I need value of g for the planet.

Well, in your own words:

g(for the planet)=mG/r²

So what are you missing ?

 

[robax25]

mass of the planet

 

[BvU]

You are given the density and the radius. Planets are spherical ...

 

[robax25]

i am not sure how to proceed

 

[BvU]

When unsure how to proceed, make a diagram

 

[robax25]

I get it how to do it. can you tell me please which density should I consider?Should I sum up both density.?.

 

[BvU]

For the planet you take the density of the planet

 

[robax25]

you mean 0,1g/cm³

 

[BvU]

The planet itself completely consists of liquid methane with a density of 0.4 g/cm³

 

[robax25]

Then I get the value of g=0.414 m/s²

 

[BvU]

I get 0.425

 

[robax25]

yes.0 425

 

[robax25]

i just draw Displacement vs time graph

 

[robax25]

can you tell me please whether it is right or wrong

 

[BvU]

What am I supposed to see ? Perhaps you want to work it out a little more ?
And: are you sure you have the right scenario in mind ?

Consider the case when the box is in the liquid methane and the balloon is at the surface.
Calculate the motion of the box and draw x(t), v(t) and a(t) diagrams until the boxes reaches the surface, quantitatively

 

[robax25]

yes, he just throws it from 10m. Total mass=19kg.

 

[BvU]

Balloons have a tendency to go up. Not this one ?

 

[robax25]

but if you attach Ballons and box together and throw them from 10m on a Liquid surface. You will see the same thing that he explains.

 

[robax25]

If I miss something, please explain it correctly.

 

[BvU]

I would prefer it if you check your own assumptions -- do you really think the balloon is going down ?

 

[robax25]

balloon will not go down. However, If you put heavy thing attached with balloon, they will go down.

 

[robax25]

I think i should only consider the mass of box

 

[BvU]

Box is 4 kg, balloon 15.

What did you use the density of the atmosphere of that planet for ? Or was it given just to distract you ?

 

[robax25]

if you consider air resistance, then, atmosphere of the planet is necessary.If you neglect air resistance, then, it is not necessary.I would like to consider. If i consider, then, the value of acceleration would change.

 

[BvU]

What is the mass of 1 m3 of this planets atmosphere at the surface ?

 

[robax25]

100kg as ρ=0.1 g/cm³ if i multiply with 1000 then the value is 100kg/m³

 

[BvU]

Good. So according to Archimedes, the planet pulls harder on 1m3 of atmosphere than on 1 m3 of helium balloon with a mass of 4 kg hanging from it, isn't it ? Make a free body diagram and see what the resulting force is.

 

[robax25]

resulting force =-40.8 N as g=0.425 m/s² so should the balloon weight be negligible? Yes balloon force acts up, it always blows up.

 

[BvU]

'Blowing up' is not how I would describe it .

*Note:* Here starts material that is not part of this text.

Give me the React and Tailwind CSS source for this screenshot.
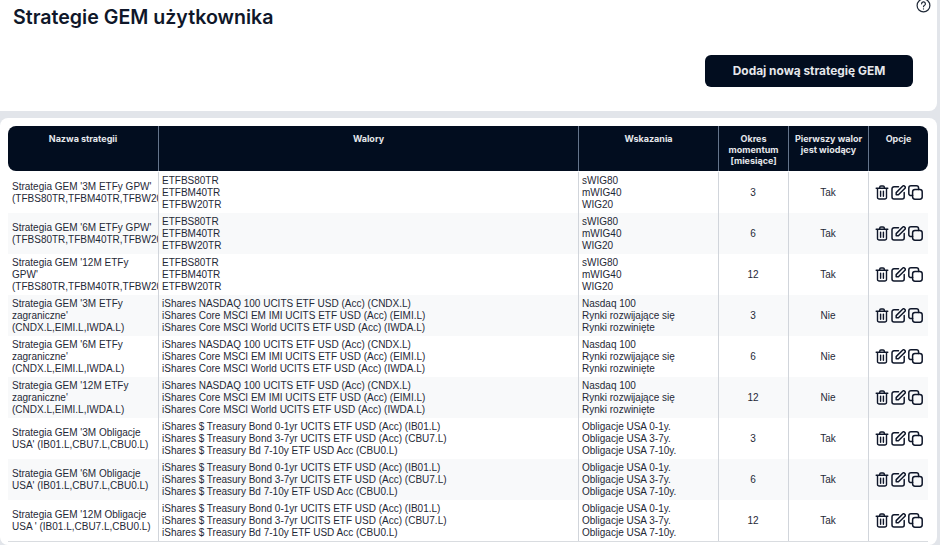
const gpw = ["ETFBS80TR", "ETFBM40TR", "ETFBW20TR"];
const gpwI = ["sWIG80", "mWIG40", "WIG20"];
const zag = ["iShares NASDAQ 100 UCITS ETF USD (Acc) (CNDX.L)", "iShares Core MSCI EM IMI UCITS ETF USD (Acc) (EIMI.L)", "iShares Core MSCI World UCITS ETF USD (Acc) (IWDA.L)"];
const zagI = ["Nasdaq 100", "Rynki rozwijające się", "Rynki rozwinięte"];
const obl = ["iShares $ Treasury Bond 0-1yr UCITS ETF USD (Acc) (IB01.L)", "iShares $ Treasury Bond 3-7yr UCITS ETF USD (Acc) (CBU7.L)", "iShares $ Treasury Bd 7-10y ETF USD Acc (CBU0.L)"];
const oblI = ["Obligacje USA 0-1y.", "Obligacje USA 3-7y.", "Obligacje USA 7-10y."];

const rows = [
  ["Strategia GEM '3M ETFy GPW' (TFBS80TR,TFBM40TR,TFBW20TR)", gpw, gpwI, 3, "Tak"],
  ["Strategia GEM '6M ETFy GPW' (TFBS80TR,TFBM40TR,TFBW20TR)", gpw, gpwI, 6, "Tak"],
  ["Strategia GEM '12M ETFy GPW' (TFBS80TR,TFBM40TR,TFBW20TR)", gpw, gpwI, 12, "Tak"],
  ["Strategia GEM '3M ETFy zagraniczne' (CNDX.L,EIMI.L,IWDA.L)", zag, zagI, 3, "Nie"],
  ["Strategia GEM '6M ETFy zagraniczne' (CNDX.L,EIMI.L,IWDA.L)", zag, zagI, 6, "Nie"],
  ["Strategia GEM '12M ETFy zagraniczne' (CNDX.L,EIMI.L,IWDA.L)", zag, zagI, 12, "Nie"],
  ["Strategia GEM '3M Obligacje USA' (IB01.L,CBU7.L,CBU0.L)", obl, oblI, 3, "Tak"],
  ["Strategia GEM '6M Obligacje USA' (IB01.L,CBU7.L,CBU0.L)", obl, oblI, 6, "Tak"],
  ["Strategia GEM '12M Obligacje USA ' (IB01.L,CBU7.L,CBU0.L)", obl, oblI, 12, "Tak"],
];

function Trash() {
  return (
    <svg width="14" height="15" viewBox="0 0 14 16" fill="none" stroke="#0f172a" strokeWidth="1.5" strokeLinecap="round" strokeLinejoin="round">
      <path d="M0.8 3.4h12.4M4.6 3.4V2.2a1.2 1.2 0 0 1 1.2-1.2h2.4a1.2 1.2 0 0 1 1.2 1.2v1.2M2.2 3.4v9.8A1.8 1.8 0 0 0 4 15h6a1.8 1.8 0 0 0 1.8-1.8V3.4M5.5 6.5v5.5M8.5 6.5v5.5" />
    </svg>
  );
}
function Edit() {
  return (
    <svg width="15" height="15" viewBox="0 0 15 15" fill="none" stroke="#0f172a" strokeWidth="1.5" strokeLinecap="round" strokeLinejoin="round">
      <path d="M7.5 1.8H3a2 2 0 0 0-2 2V12a2 2 0 0 0 2 2h8.2a2 2 0 0 0 2-2V7.5M5.2 7.6v2.2h2.2l6.6-6.6a1.1 1.1 0 0 0 0-1.6l-.6-.6a1.1 1.1 0 0 0-1.6 0z" />
    </svg>
  );
}
function Copy() {
  return (
    <svg width="15" height="15" viewBox="0 0 15 15" fill="none" stroke="#0f172a" strokeWidth="1.5" strokeLinecap="round" strokeLinejoin="round">
      <rect x="4.6" y="4.4" width="9.6" height="9.8" rx="2.4" />
      <path d="M4.6 10.6H3A2.2 2.2 0 0 1 .8 8.4V3A2.2 2.2 0 0 1 3 .8h5.4a2.2 2.2 0 0 1 2.2 2.2v1.4" />
    </svg>
  );
}

const th = "border-l border-[#64748b] px-1 pt-[6.5px] align-top font-bold text-[9px] leading-[11px] text-[#e5e7eb]";
const td = "border-l border-[#d1d5db] pl-[3px] pr-1 align-middle";

export default function App() {
  return (
    <div className="h-[545px] w-[940px] overflow-hidden bg-[#e2e5ea] font-['Liberation_Sans',sans-serif] text-[#1f2937]">
      <section className="relative flex h-[111px] w-[937px] flex-col rounded-br-lg bg-white pl-[13px] pr-6">
        <h1 className="mt-[4px] font-['Inter',sans-serif] text-[19.6px] font-semibold leading-[26px] text-[#0f172a]">Strategie GEM użytkownika</h1>
        <button className="ml-auto mt-[25px] h-[32px] w-[208px] rounded-md bg-[#020d1f] font-['Inter',sans-serif] text-[11.9px] font-bold text-[#e5e7eb]">Dodaj nową strategię GEM</button>
        <svg className="absolute right-[6px] top-[-2px]" width="15" height="15" viewBox="0 0 15 15" fill="none" stroke="#1f2937" strokeWidth="1.2" strokeLinecap="round">
          <circle cx="7.5" cy="7.5" r="6.4" />
          <path d="M5.6 5.8a1.9 1.9 0 1 1 2.7 1.7c-.5.3-.8.6-.8 1.2" />
          <path d="M7.5 10.8v.1" />
        </svg>
      </section>
      <section className="mt-[7px] h-[427px] w-[937px] rounded-lg bg-white pl-2 pt-2">
        <table className="w-[920px] table-fixed border-separate border-spacing-0 text-[10px] leading-[12px]">
          <colgroup>
            <col className="w-[150px]" />
            <col className="w-[420px]" />
            <col className="w-[140px]" />
            <col className="w-[70px]" />
            <col className="w-[80px]" />
            <col className="w-[60px]" />
          </colgroup>
          <thead>
            <tr className="h-[45px] bg-[#020d1f] font-['Inter',sans-serif]">
              <th className="rounded-l-lg px-1 pt-[6.5px] align-top text-[9px] font-bold leading-[11px] text-[#e5e7eb]">Nazwa strategii</th>
              <th className={th}>Walory</th>
              <th className={th}>Wskazania</th>
              <th className={th}>Okres momentum [miesiące]</th>
              <th className={th}>Pierwszy walor jest wiodący</th>
              <th className={`${th} rounded-r-lg`}>Opcje</th>
            </tr>
            <tr className="h-px"><td colSpan={6} className="h-px p-0" /></tr>
          </thead>
          <tbody>
            {rows.map((r, i) => (
              <tr key={i} className={`h-[41px] ${i % 2 ? "bg-[#f8f9fa]" : "bg-white"}`}>
                <td className="overflow-hidden pl-1 align-middle">
                  <div className="w-[141px]">{r[0]}</div>
                </td>
                <td className={`${td} pt-px`}>{r[1].map((l) => <div key={l}>{l}</div>)}</td>
                <td className={`${td} pt-px`}>{r[2].map((l) => <div key={l}>{l}</div>)}</td>
                <td className={`${td} text-center`}>{r[3]}</td>
                <td className={`${td} text-center`}>{r[4]}</td>
                <td className={td}>
                  <div className="flex items-center justify-center gap-[2px] pl-[1px]"><Trash /><Edit /><Copy /></div>
                </td>
              </tr>
            ))}
          </tbody>
        </table>
        <div className="h-px w-[920px] bg-[#d9dce0]" />
      </section>
    </div>
  );
}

I wonder if the exercise composer really intended to make things so complicated with this scenario:

Consider the case when the box is in the liquid methane and the balloon is at the surface

We are supposed to look at the box, which initially is at -10 m.

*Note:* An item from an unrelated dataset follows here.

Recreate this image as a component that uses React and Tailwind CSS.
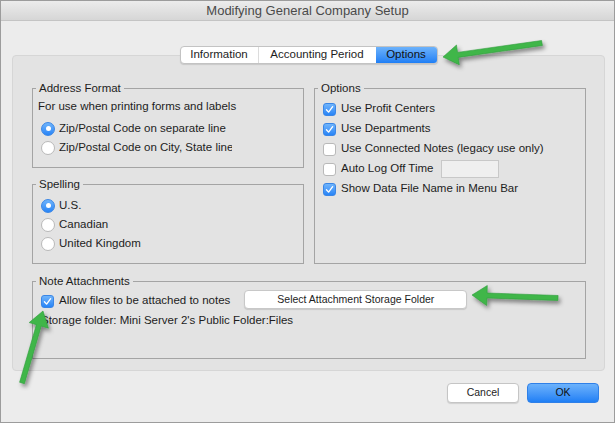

I don't see how you can find an upward net force of 40.8 N. Can you show the details ?

Make a free body diagram and see what the resulting force is

Then you can decide if the mass of the balloon can be ignored (not). Idem mass of box (not). And the upward force on the submerged box (probably).

Nothing is said about the viscosity of the liquid or gaseous methane, so I propose to ignore that. The exercise is already tough enough.